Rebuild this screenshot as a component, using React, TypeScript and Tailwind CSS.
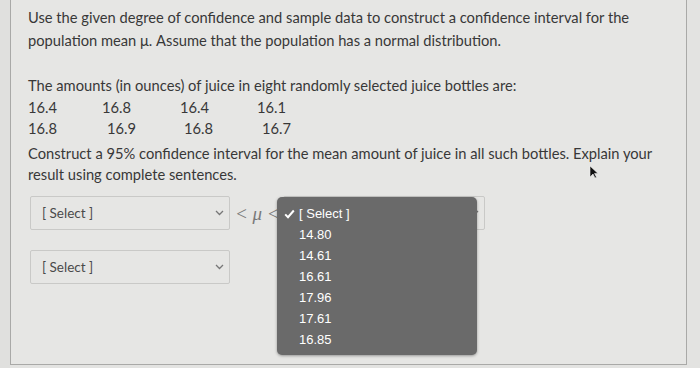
import React from "react";

const lato = { fontFamily: "Lato, 'Open Sans', sans-serif" };

function Chevron() {
  return (
    <svg width="9" height="6" viewBox="0 0 9 6" className="shrink-0">
      <path d="M1 1l3.5 3.5L8 1" fill="none" stroke="#777" strokeWidth="1.3" />
    </svg>
  );
}

function SelectBox({ className = "", label = true }: { className?: string; label?: boolean }) {
  return (
    <div
      className={`flex items-center justify-between w-[200px] h-[34px] border border-[#c9c9c7] rounded-[2px] bg-[#e6e6e4] pl-[11px] pr-[5px] ${className}`}
    >
      <span className="text-[13.5px] text-[#4a4a4a]">{label ? "[ Select ]" : ""}</span>
      <Chevron />
    </div>
  );
}

const options = ["14.80", "14.61", "16.61", "17.96", "17.61", "16.85"];

export default function App() {
  return (
    <div className="w-[700px] h-[368px] bg-[#e3e3e1] flex overflow-hidden" style={lato}>
      <div className="w-[10px] shrink-0 bg-[#e0e0de]" />
      <div className="relative w-[677px] h-[365px] border-l border-r border-b border-[#a9a9a7] bg-[#e6e6e4] pl-[17px] pt-[6px] text-[#383838]">
        <p className="text-[14.7px] leading-[23px]">
          Use the given degree of confidence and sample data to construct a confidence interval for the
          <br />
          population mean μ. Assume that the population has a normal distribution.
        </p>
        <p className="text-[14.7px] leading-[23px] mt-[22px]">
          The amounts (in ounces) of juice in eight randomly selected juice bottles are:
        </p>
        <div className="text-[14.7px] leading-[21px]">
          <div className="flex">
            <span className="w-[74px]">16.4</span>
            <span className="w-[78px]">16.8</span>
            <span className="w-[77px]">16.4</span>
            <span>16.1</span>
          </div>
          <div className="flex">
            <span className="w-[79px]">16.8</span>
            <span className="w-[77px]">16.9</span>
            <span className="w-[78px]">16.8</span>
            <span>16.7</span>
          </div>
        </div>
        <p className="text-[14.7px] leading-[21px] mt-[4px]">
          Construct a 95% confidence interval for the mean amount of juice in all such bottles. Explain your
          <br />
          result using complete sentences.
        </p>

        <div className="mt-[11px] ml-[2px] flex items-center">
          <SelectBox />
          <span
            className="ml-[5px] mr-[3px] text-[19px] text-[#7a7a7a] italic leading-none"
            style={{ fontFamily: "'Liberation Serif', serif" }}
          >
            &lt; μ &lt;
          </span>
          <SelectBox className="w-[202px]" label={false} />
        </div>
        <div className="mt-[20px] ml-[2px]">
          <SelectBox />
        </div>

        {/* open dropdown menu */}
        <div
          className="absolute left-[266px] top-[197px] w-[200px] h-[158px] rounded-[5px] bg-[#6a6a6a] shadow-[0_1px_3px_rgba(0,0,0,0.35)] pt-[6px] text-white text-[13px]"
          style={{ fontFamily: "'Liberation Sans', Arial, sans-serif" }}
        >
          <div className="flex items-center h-[21px] pl-[7px]">
            <svg width="11" height="10" viewBox="0 0 11 10" className="mr-[4px]">
              <path d="M1.2 5.4l2.8 2.8L9.8 1.5" fill="none" stroke="#fff" strokeWidth="2" />
            </svg>
            <span>[ Select ]</span>
          </div>
          {options.map((o) => (
            <div key={o} className="h-[21px] flex items-center pl-[22px]">
              {o}
            </div>
          ))}
        </div>

        {/* mouse cursor */}
        <svg className="absolute left-[578px] top-[165px]" width="10" height="14" viewBox="0 0 10 14">
          <path d="M1 1v11l3-3 2 4 1.5-.8-2-3.8H9z" fill="#111" stroke="#eee" strokeWidth="0.6" />
        </svg>
      </div>
    </div>
  );
}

===============

#### TO BE DONE
Without the pictures, output the full listing exactly as it stands.

#### RESULT OF THIS TASK
Rebuild this screenshot as a component, using React, TypeScript and Tailwind CSS.
import React from "react";

const lato = { fontFamily: "Lato, 'Open Sans', sans-serif" };

function Chevron() {
  return (
    <svg width="9" height="6" viewBox="0 0 9 6" className="shrink-0">
      <path d="M1 1l3.5 3.5L8 1" fill="none" stroke="#777" strokeWidth="1.3" />
    </svg>
  );
}

function SelectBox({ className = "", label = true }: { className?: string; label?: boolean }) {
  return (
    <div
      className={`flex items-center justify-between w-[200px] h-[34px] border border-[#c9c9c7] rounded-[2px] bg-[#e6e6e4] pl-[11px] pr-[5px] ${className}`}
    >
      <span className="text-[13.5px] text-[#4a4a4a]">{label ? "[ Select ]" : ""}</span>
      <Chevron />
    </div>
  );
}

const options = ["14.80", "14.61", "16.61", "17.96", "17.61", "16.85"];

export default function App() {
  return (
    <div className="w-[700px] h-[368px] bg-[#e3e3e1] flex overflow-hidden" style={lato}>
      <div className="w-[10px] shrink-0 bg-[#e0e0de]" />
      <div className="relative w-[677px] h-[365px] border-l border-r border-b border-[#a9a9a7] bg-[#e6e6e4] pl-[17px] pt-[6px] text-[#383838]">
        <p className="text-[14.7px] leading-[23px]">
          Use the given degree of confidence and sample data to construct a confidence interval for the
          <br />
          population mean μ. Assume that the population has a normal distribution.
        </p>
        <p className="text-[14.7px] leading-[23px] mt-[22px]">
          The amounts (in ounces) of juice in eight randomly selected juice bottles are:
        </p>
        <div className="text-[14.7px] leading-[21px]">
          <div className="flex">
            <span className="w-[74px]">16.4</span>
            <span className="w-[78px]">16.8</span>
            <span className="w-[77px]">16.4</span>
            <span>16.1</span>
          </div>
          <div className="flex">
            <span className="w-[79px]">16.8</span>
            <span className="w-[77px]">16.9</span>
            <span className="w-[78px]">16.8</span>
            <span>16.7</span>
          </div>
        </div>
        <p className="text-[14.7px] leading-[21px] mt-[4px]">
          Construct a 95% confidence interval for the mean amount of juice in all such bottles. Explain your
          <br />
          result using complete sentences.
        </p>

        <div className="mt-[11px] ml-[2px] flex items-center">
          <SelectBox />
          <span
            className="ml-[5px] mr-[3px] text-[19px] text-[#7a7a7a] italic leading-none"
            style={{ fontFamily: "'Liberation Serif', serif" }}
          >
            &lt; μ &lt;
          </span>
          <SelectBox className="w-[202px]" label={false} />
        </div>
        <div className="mt-[20px] ml-[2px]">
          <SelectBox />
        </div>

        {/* open dropdown menu */}
        <div
          className="absolute left-[266px] top-[197px] w-[200px] h-[158px] rounded-[5px] bg-[#6a6a6a] shadow-[0_1px_3px_rgba(0,0,0,0.35)] pt-[6px] text-white text-[13px]"
          style={{ fontFamily: "'Liberation Sans', Arial, sans-serif" }}
        >
          <div className="flex items-center h-[21px] pl-[7px]">
            <svg width="11" height="10" viewBox="0 0 11 10" className="mr-[4px]">
              <path d="M1.2 5.4l2.8 2.8L9.8 1.5" fill="none" stroke="#fff" strokeWidth="2" />
            </svg>
            <span>[ Select ]</span>
          </div>
          {options.map((o) => (
            <div key={o} className="h-[21px] flex items-center pl-[22px]">
              {o}
            </div>
          ))}
        </div>

        {/* mouse cursor */}
        <svg className="absolute left-[578px] top-[165px]" width="10" height="14" viewBox="0 0 10 14">
          <path d="M1 1v11l3-3 2 4 1.5-.8-2-3.8H9z" fill="#111" stroke="#eee" strokeWidth="0.6" />
        </svg>
      </div>
    </div>
  );
}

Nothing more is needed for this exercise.